◆ AIM OF THE EXERCISE ◆
List, from the lines below, each one with "components" in it.
---------- SOURCE EXCERPT
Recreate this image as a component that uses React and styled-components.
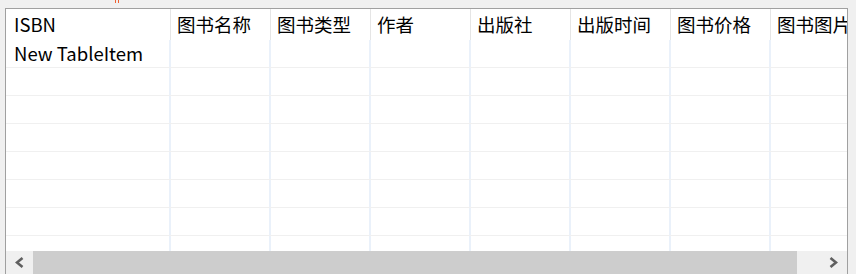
import React from 'react'
import styled, { createGlobalStyle } from 'styled-components'

const GlobalStyle = createGlobalStyle`
  html, body {
    margin: 0;
    padding: 0;
    background: #f0f0f0;
    overflow: hidden;
  }
`

const columns = ['ISBN', '图书名称', '图书类型', '作者', '出版社', '出版时间', '图书价格', '图书图片']
const rows = [['New TableItem'], [], [], [], [], [], [], []]

function Chevron({ dir }) {
  const d = dir === 'left' ? 'M7.5 1 L2 5.5 L7.5 10' : 'M1.5 1 L7 5.5 L1.5 10'
  return (
    <svg width='9' height='11' viewBox='0 0 9 11'>
      <path d={d} fill='none' stroke='#606060' strokeWidth='2.6' />
    </svg>
  )
}

export default function App() {
  return (
    <Page>
      <GlobalStyle />
      <TopStrip>
        <Tick />
        <Tick />
      </TopStrip>
      <Frame>
        <Viewport>
          <HeaderRow>
            {columns.map((c, i) => (
              <HeadCell key={c} $first={i === 0}>{c}</HeadCell>
            ))}
          </HeaderRow>
          {rows.map((r, ri) => (
            <Row key={ri}>
              {columns.map((c, i) => (
                <Cell key={c} $first={i === 0}>{r[i] || ''}</Cell>
              ))}
            </Row>
          ))}
        </Viewport>
        <ScrollBar>
          <ArrowButton><Chevron dir='left' /></ArrowButton>
          <Track>
            <Thumb />
          </Track>
          <ArrowButton><Chevron dir='right' /></ArrowButton>
        </ScrollBar>
      </Frame>
    </Page>
  )
}

const Page = styled.div`
  width: 856px;
  height: 274px;
  overflow: hidden;
  font-family: "Noto Sans CJK SC", "Noto Sans", sans-serif;
`

const TopStrip = styled.div`
  height: 8px;
  display: flex;
  gap: 2px;
  padding-left: 115px;
`

const Tick = styled.span`
  width: 1px;
  height: 3px;
  background: #f06030;
`

const Frame = styled.div`
  margin-left: 5px;
  width: 841px;
  height: 270px;
  border: 1px solid #a0a0a0;
  border-bottom: none;
  background: #fff;
  display: flex;
  flex-direction: column;
`

const Viewport = styled.div`
  height: 242px;
  overflow: hidden;
  background: #fff;
`

const gridCols = '165px repeat(7, 100px)'

const HeaderRow = styled.div`
  display: grid;
  grid-template-columns: ${gridCols};
  height: 31px;
`

const HeadCell = styled.div`
  box-sizing: border-box;
  border-right: 1px solid #e5e5e5;
  padding: 3px 0 0 ${p => (p.$first ? '8px' : '6px')};
  font-size: 18.5px;
  line-height: 24px;
  color: #000;
  white-space: nowrap;
  overflow: hidden;
`

const Row = styled.div`
  display: grid;
  grid-template-columns: ${gridCols};
  height: 28px;
  box-sizing: border-box;
  border-bottom: 1px solid #f0f0f0;
`

const Cell = styled.div`
  box-sizing: border-box;
  border-right: 2px solid #eaf1fa;
  padding: 1px 0 0 ${p => (p.$first ? '8px' : '6px')};
  font-size: 18.5px;
  line-height: 24px;
  color: #000;
  white-space: nowrap;
  overflow: hidden;
`

const ScrollBar = styled.div`
  display: flex;
  height: 24px;
  background: #f0f0f0;
`

const ArrowButton = styled.div`
  width: 27px;
  display: flex;
  align-items: center;
  justify-content: center;
  padding-bottom: 2px;
`

const Track = styled.div`
  flex: 1;
  display: flex;
`

const Thumb = styled.div`
  width: 764px;
  background: #cdcdcd;
`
--------------------
◆ THE RESPONSE ◆
Recreate this image as a component that uses React and styled-components.
import styled, { createGlobalStyle } from 'styled-components'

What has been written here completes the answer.